From the white heat of technology to the white-out of a Finnish winter, the Formula 1 champion could hardly have had a more challenging contrast
Writer: Anthony Peacock
Rovaniemi, a small town right on the Arctic Circle in northern Finland, is a far from hospitable place at the end of January. The outside temperature tends to hover at minus 30C, and the sun shines for just four hours a day.
A strange place, then, to find a former double Formula 1 World Champion; but Mika Hakkinen retired from grand prix racing with several ambitions still unfulfilled in motorsport. One of them was to go rallying – which took him to Rovaniemi in January 2003.
The town has hosted the Arctic Rally since 1966: certainly the coldest motorsport event in the world. The rally crosses Lapland during two days, but stages are sometimes cancelled if there is a high risk of hypothermia for the marshals.
Like the Paris-Dakar, it is an epic adventure. “Finland is my home country, but also the home of rallying,” said Hakkinen. “I was always impressed by what my colleagues can do on snow and ice and I wanted to experience it for myself, so the Arctic Rally was a natural choice. It was for fun, rather than to start a new career, but I knew that with the team I had I needed to approach it in a professional way.”
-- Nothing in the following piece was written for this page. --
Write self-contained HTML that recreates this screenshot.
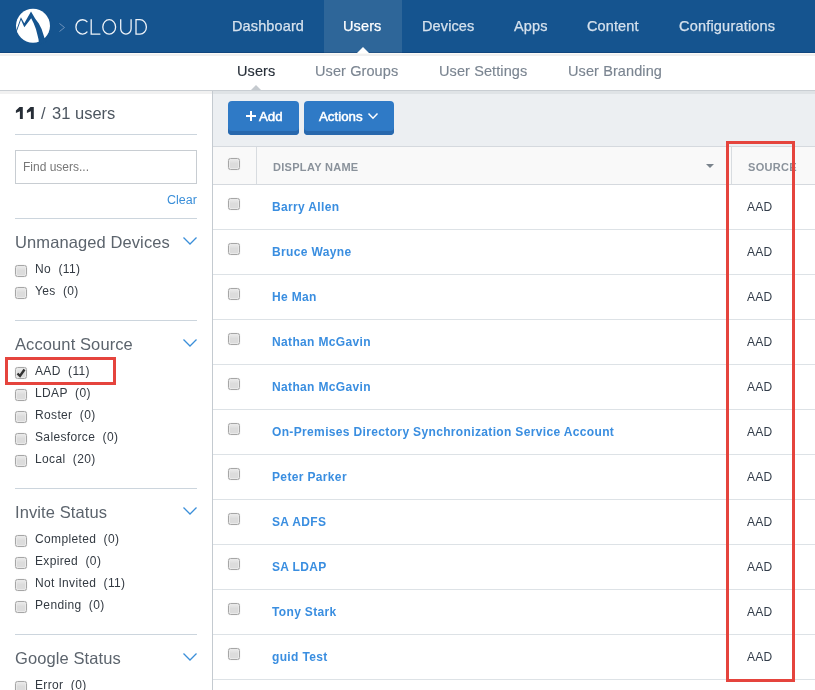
<!DOCTYPE html><html><head><meta charset="utf-8"><style>
*{box-sizing:border-box;margin:0;padding:0}
html,body{width:815px;height:690px;overflow:hidden;background:#fff;font-family:"Liberation Sans", sans-serif}
.a{position:absolute;white-space:nowrap;line-height:1;will-change:transform}
#nav{position:absolute;left:0;top:0;width:815px;height:53px;background:#15548f}
.nt{font-size:14.5px;letter-spacing:0.12px;color:#d5e1ed;-webkit-text-stroke:0.25px currentColor}
.st{font-size:14.5px;color:#8a8a8a;letter-spacing:0.1px;-webkit-text-stroke:0.15px currentColor}
.cb{position:absolute;width:12px;height:12px;border:1px solid #a6a6a6;border-radius:2.5px;background:linear-gradient(#ececec,#dcdcdc 45%,#dcdcdc);box-shadow:inset 0 0 0 1px #e9e9e9,0 0 1px rgba(0,0,0,0.2)}
.lbl{font-size:12px;color:#333a42;letter-spacing:0.35px}
.hd{font-size:16.5px;color:#5c646d;letter-spacing:0.1px}
.dv{position:absolute;left:15px;width:182px;height:1px;background:#ccd5dd}
.chev{position:absolute;left:183px;width:14px;height:8px}
.nm{font-size:12px;font-weight:bold;color:#3a8ee0;letter-spacing:0.35px}
.src{font-size:12px;color:#333d4a;letter-spacing:0.3px}
.btxt{font-size:13.3px;color:#fff;-webkit-text-stroke:0.5px #fff}
.rl{position:absolute;left:213px;width:602px;height:1px;background:#dde2e6}
</style></head><body>
<div id="nav"></div>
<div class="a" style="left:324px;top:0;width:78px;height:53px;background:#2e6699"></div>
<div class="a" style="left:0;top:52px;width:815px;height:1px;background:rgba(0,20,70,0.22)"></div>
<svg class="a" style="left:0;top:0" width="160" height="52" viewBox="0 0 160 52">
<circle cx="33" cy="25.8" r="17" fill="#fff"/>
<polygon fill="#15548f" points="16.3,30.3 20.9,17.3 24.3,23.3 31,11.5 35.1,18.4 38.8,23.6 41.6,28.9 43.2,34.1 44.5,38 47,41 40,45 38.8,41.9 38.5,39.3 37.2,34.1 35.9,28.9 33.8,23.6 31.2,18.2 24.3,27.3 21,19.7 16.7,31.7"/>
<path d="M59.5,23.5 L64.5,27.5 L59.5,31.5" fill="none" stroke="#6d92bb" stroke-width="1"/>
<g fill="none" stroke="#eef3f8" stroke-width="1.3">
<path d="M87.4,22.1 A6.6,7.15 0 1 0 87.4,31.7"/>
<path d="M91.2,19.2 V34.1 H100.4"/>
<ellipse cx="109.2" cy="26.9" rx="6.4" ry="7.2"/>
<path d="M120.7,19.2 V28.8 A5.2,5.3 0 0 0 131.1,28.8 V19.2"/>
<path d="M136,19.7 V34.1 H140 A6.4,7.2 0 0 0 140,19.7 Z"/>
</g>
</svg>
<div class="a nt" style="left:231.5px;top:19px;color:#d5e1ed">Dashboard</div>
<div class="a nt" style="left:343.2px;top:19px;color:#ffffff">Users</div>
<div class="a nt" style="left:421.5px;top:19px;color:#d5e1ed">Devices</div>
<div class="a nt" style="left:514.2px;top:19px;color:#d5e1ed">Apps</div>
<div class="a nt" style="left:587.2px;top:19px;color:#d5e1ed">Content</div>
<div class="a nt" style="left:679.4px;top:19px;color:#d5e1ed;letter-spacing:0.2px">Configurations</div>
<div class="a" style="left:357px;top:47px;width:0;height:0;border-left:6px solid transparent;border-right:6px solid transparent;border-bottom:6px solid #fff"></div>
<div class="a" style="left:0;top:53px;width:815px;height:38px;background:#fff;border-bottom:1px solid #c9ced3"></div>
<div class="a" style="left:0;top:53px;width:815px;height:1px;background:#fbfaf6"></div>
<div class="a" style="left:0;top:54px;width:815px;height:2px;background:#f0f0f0"></div>
<div class="a st" style="left:236.9px;top:64px;color:#28303a">Users</div>
<div class="a st" style="left:315.4px;top:64px;color:#7b8591">User Groups</div>
<div class="a st" style="left:438.9px;top:64px;color:#7b8591">User Settings</div>
<div class="a st" style="left:567.7px;top:64px;color:#7b8591">User Branding</div>
<div class="a" style="left:251px;top:85px;width:0;height:0;border-left:5px solid transparent;border-right:5px solid transparent;border-bottom:5px solid #c5cacf"></div>
<div class="a" style="left:0;top:91px;width:213px;height:599px;background:#fff;border-right:1px solid #c4cad0"></div>
<div class="a" style="left:0;top:91px;width:212px;height:3px;background:#f1f1f1"></div>
<svg class="a" style="left:0;top:0" width="40" height="125" viewBox="0 0 40 125"><polygon fill="#262d36" points="22.8,107.1 22.8,118.9 19.9,118.9 19.9,111.2 15.9,113 15.9,110.6 19.5,107.1"/><polygon fill="#262d36" points="33.8,107.1 33.8,118.9 30.9,118.9 30.9,111.2 26.9,113 26.9,110.6 30.5,107.1"/></svg>
<div class="a" style="left:41px;top:105px;font-size:16.5px;color:#4d5660">/</div>
<div class="a" style="left:52px;top:105px;font-size:16.5px;color:#4d5660">31</div>
<div class="a" style="left:75px;top:105px;font-size:16.5px;color:#4d5660">users</div>
<div class="dv" style="top:134px"></div>
<div class="a" style="left:15px;top:150px;width:182px;height:34px;border:1px solid #c8cdd2;background:#fff"></div>
<div class="a" style="left:22.5px;top:160.7px;font-size:12px;color:#777">Find users...</div>
<div class="a" style="left:166.5px;top:194px;font-size:12.5px;color:#3b8fd9">Clear</div>
<div class="dv" style="top:218px"></div>
<div class="a hd" style="left:15px;top:234px">Unmanaged Devices</div>
<svg class="chev" style="top:237px" viewBox="0 0 14 8" width="14" height="8"><path d="M0.5,0.5 L7,7 L13.5,0.5" fill="none" stroke="#3b8fd9" stroke-width="1.3"/></svg>
<div class="cb" style="left:15px;top:265px"></div>
<div class="a lbl" style="left:35px;top:262.5px">No&nbsp;&nbsp;(11)</div>
<div class="cb" style="left:15px;top:287px"></div>
<div class="a lbl" style="left:35px;top:284.5px">Yes&nbsp;&nbsp;(0)</div>
<div class="dv" style="top:320px"></div>
<div class="a hd" style="left:15px;top:336px">Account Source</div>
<svg class="chev" style="top:339px" viewBox="0 0 14 8" width="14" height="8"><path d="M0.5,0.5 L7,7 L13.5,0.5" fill="none" stroke="#3b8fd9" stroke-width="1.3"/></svg>
<div class="cb" style="left:15px;top:367px"></div>
<div class="a lbl" style="left:35px;top:364.5px">AAD&nbsp;&nbsp;(11)</div>
<div class="cb" style="left:15px;top:389px"></div>
<div class="a lbl" style="left:35px;top:386.5px">LDAP&nbsp;&nbsp;(0)</div>
<div class="cb" style="left:15px;top:411px"></div>
<div class="a lbl" style="left:35px;top:408.5px">Roster&nbsp;&nbsp;(0)</div>
<div class="cb" style="left:15px;top:433px"></div>
<div class="a lbl" style="left:35px;top:430.5px">Salesforce&nbsp;&nbsp;(0)</div>
<div class="cb" style="left:15px;top:455px"></div>
<div class="a lbl" style="left:35px;top:452.5px">Local&nbsp;&nbsp;(20)</div>
<div class="dv" style="top:488px"></div>
<div class="a hd" style="left:15px;top:504px">Invite Status</div>
<svg class="chev" style="top:507px" viewBox="0 0 14 8" width="14" height="8"><path d="M0.5,0.5 L7,7 L13.5,0.5" fill="none" stroke="#3b8fd9" stroke-width="1.3"/></svg>
<div class="cb" style="left:15px;top:535px"></div>
<div class="a lbl" style="left:35px;top:532.5px">Completed&nbsp;&nbsp;(0)</div>
<div class="cb" style="left:15px;top:557px"></div>
<div class="a lbl" style="left:35px;top:554.5px">Expired&nbsp;&nbsp;(0)</div>
<div class="cb" style="left:15px;top:579px"></div>
<div class="a lbl" style="left:35px;top:576.5px">Not Invited&nbsp;&nbsp;(11)</div>
<div class="cb" style="left:15px;top:601px"></div>
<div class="a lbl" style="left:35px;top:598.5px">Pending&nbsp;&nbsp;(0)</div>
<div class="dv" style="top:634px"></div>
<div class="a hd" style="left:15px;top:650px">Google Status</div>
<svg class="chev" style="top:653px" viewBox="0 0 14 8" width="14" height="8"><path d="M0.5,0.5 L7,7 L13.5,0.5" fill="none" stroke="#3b8fd9" stroke-width="1.3"/></svg>
<div class="cb" style="left:15px;top:681px"></div>
<div class="a lbl" style="left:35px;top:678.5px">Error&nbsp;&nbsp;(0)</div>
<div class="a" style="left:213px;top:91px;width:602px;height:599px;background:#eceff2"></div>
<div class="a" style="left:213px;top:91px;width:602px;height:3px;background:#dfe3e6"></div>
<div class="a" style="left:228px;top:101px;width:71px;height:34px;background:#2f7ac6;border-radius:4px;box-shadow:inset 0 -4px 0 #2868ad"></div>
<div class="a" style="left:246px;top:115.2px;width:10px;height:1.6px;background:#fff"></div>
<div class="a" style="left:250.2px;top:111px;width:1.6px;height:10px;background:#fff"></div>
<div class="a btxt" style="left:259.2px;top:109.6px">Add</div>
<div class="a" style="left:304px;top:101px;width:90px;height:34px;background:#2f7ac6;border-radius:4px;box-shadow:inset 0 -4px 0 #2868ad"></div>
<div class="a btxt" style="left:319px;top:109.6px">Actions</div>
<svg class="a" style="left:367px;top:112px" width="12" height="8" viewBox="0 0 12 8"><path d="M1.5,1.5 L6,6.2 L10.5,1.5" fill="none" stroke="#fff" stroke-width="1.5"/></svg>
<div class="a" style="left:213px;top:146px;width:602px;height:544px;background:#fff"></div>
<div class="a" style="left:213px;top:146px;width:602px;height:39px;background:#f9f9f9;border-top:1px solid #d5d9de;border-bottom:1px solid #d5d9de"></div>
<div class="a" style="left:256px;top:147px;width:1px;height:37px;background:#d8dce0"></div>
<div class="a" style="left:731px;top:147px;width:1px;height:37px;background:#d8dce0"></div>
<div class="cb" style="left:228px;top:158px"></div>
<div class="a" style="left:272.5px;top:162px;font-size:11px;font-weight:bold;color:#8a929b;letter-spacing:0.3px">DISPLAY NAME</div>
<div class="a" style="left:747.5px;top:162px;font-size:11px;font-weight:bold;color:#8a929b;letter-spacing:0.3px">SOURCE</div>
<div class="a" style="left:706px;top:164px;width:0;height:0;border-left:4.5px solid transparent;border-right:4.5px solid transparent;border-top:4.5px solid #7a838c"></div>
<div class="cb" style="left:228px;top:198px"></div>
<div class="a nm" style="left:272px;top:201px">Barry Allen</div>
<div class="a src" style="left:747px;top:201px">AAD</div>
<div class="rl" style="top:229px"></div>
<div class="cb" style="left:228px;top:243px"></div>
<div class="a nm" style="left:272px;top:246px">Bruce Wayne</div>
<div class="a src" style="left:747px;top:246px">AAD</div>
<div class="rl" style="top:274px"></div>
<div class="cb" style="left:228px;top:288px"></div>
<div class="a nm" style="left:272px;top:291px">He Man</div>
<div class="a src" style="left:747px;top:291px">AAD</div>
<div class="rl" style="top:319px"></div>
<div class="cb" style="left:228px;top:333px"></div>
<div class="a nm" style="left:272px;top:336px">Nathan McGavin</div>
<div class="a src" style="left:747px;top:336px">AAD</div>
<div class="rl" style="top:364px"></div>
<div class="cb" style="left:228px;top:378px"></div>
<div class="a nm" style="left:272px;top:381px">Nathan McGavin</div>
<div class="a src" style="left:747px;top:381px">AAD</div>
<div class="rl" style="top:409px"></div>
<div class="cb" style="left:228px;top:423px"></div>
<div class="a nm" style="left:272px;top:426px">On-Premises Directory Synchronization Service Account</div>
<div class="a src" style="left:747px;top:426px">AAD</div>
<div class="rl" style="top:454px"></div>
<div class="cb" style="left:228px;top:468px"></div>
<div class="a nm" style="left:272px;top:471px">Peter Parker</div>
<div class="a src" style="left:747px;top:471px">AAD</div>
<div class="rl" style="top:499px"></div>
<div class="cb" style="left:228px;top:513px"></div>
<div class="a nm" style="left:272px;top:516px">SA ADFS</div>
<div class="a src" style="left:747px;top:516px">AAD</div>
<div class="rl" style="top:544px"></div>
<div class="cb" style="left:228px;top:558px"></div>
<div class="a nm" style="left:272px;top:561px">SA LDAP</div>
<div class="a src" style="left:747px;top:561px">AAD</div>
<div class="rl" style="top:589px"></div>
<div class="cb" style="left:228px;top:603px"></div>
<div class="a nm" style="left:272px;top:606px">Tony Stark</div>
<div class="a src" style="left:747px;top:606px">AAD</div>
<div class="rl" style="top:634px"></div>
<div class="cb" style="left:228px;top:648px"></div>
<div class="a nm" style="left:272px;top:651px">guid Test</div>
<div class="a src" style="left:747px;top:651px">AAD</div>
<div class="rl" style="top:679px"></div>
<div class="a" style="left:5px;top:357px;width:111px;height:28px;border:3px solid #e5443d"></div>
<div class="a" style="left:726px;top:141px;width:69px;height:541px;border:3px solid #e5443d"></div>
<svg class="a" style="left:15px;top:367px" width="12" height="12" viewBox="0 0 12 12"><path d="M2.5,6.5 L5,9 L9.5,2.5" fill="none" stroke="#333" stroke-width="2.4"/></svg>
</body></html>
The links between Mercedes and DaimlerChrysler led Hakkinen to Mitsubishi, which is owned by the German/US conglomerate. At the time Mitsubishi was running a top-flight rally team, so everything quickly fell into place, according to the company’s experienced test driver Lasse Lampi.
He remembered: “We were certainly expecting to have to pull Mika out of a few ditches, but right from the start he was very impressive. I sat with him during his first tests, and I expected him to be revving the engine like hell, like all racing drivers. But he quickly learnt that all the torque was low down, so he stuck to low revs. I realised then he could do the job.”
On the first day Hakkinen steered cleared of trouble, but he picked up his pace on day two until he collected a puncture, which cost him six minutes and dropped him to 43rd place.
“There was a corner marked ‘don’t cut’ in my pace notes, so of course we cut it,” remembered Hakkinen ruefully. “We had to drive for 3km before we found a place to change the bloody thing.” Hakkinen’s trials were still not over. Just three stages later he encountered a herd of reindeer in the road – which had caused the retirement of the rally leader minutes earlier.
“If I thought the puncture was bad,” said Hakkinen, “meeting the reindeer was far worse…” Despite this, he managed to set some promising stage times and end the rally 30th overall, a result he described as a “personal victory”.
“It was one of the toughest and most tiring events I have done,” he added. “If you look at all the obstacles we had to overcome – snow, sun, darkness and reindeer – it was a fantastic achievement just to get to the finish.”
Strangely the experience did not put him off, as he decided to compete on the Arctic Rally the following year as well, and that time he finished seventh overall.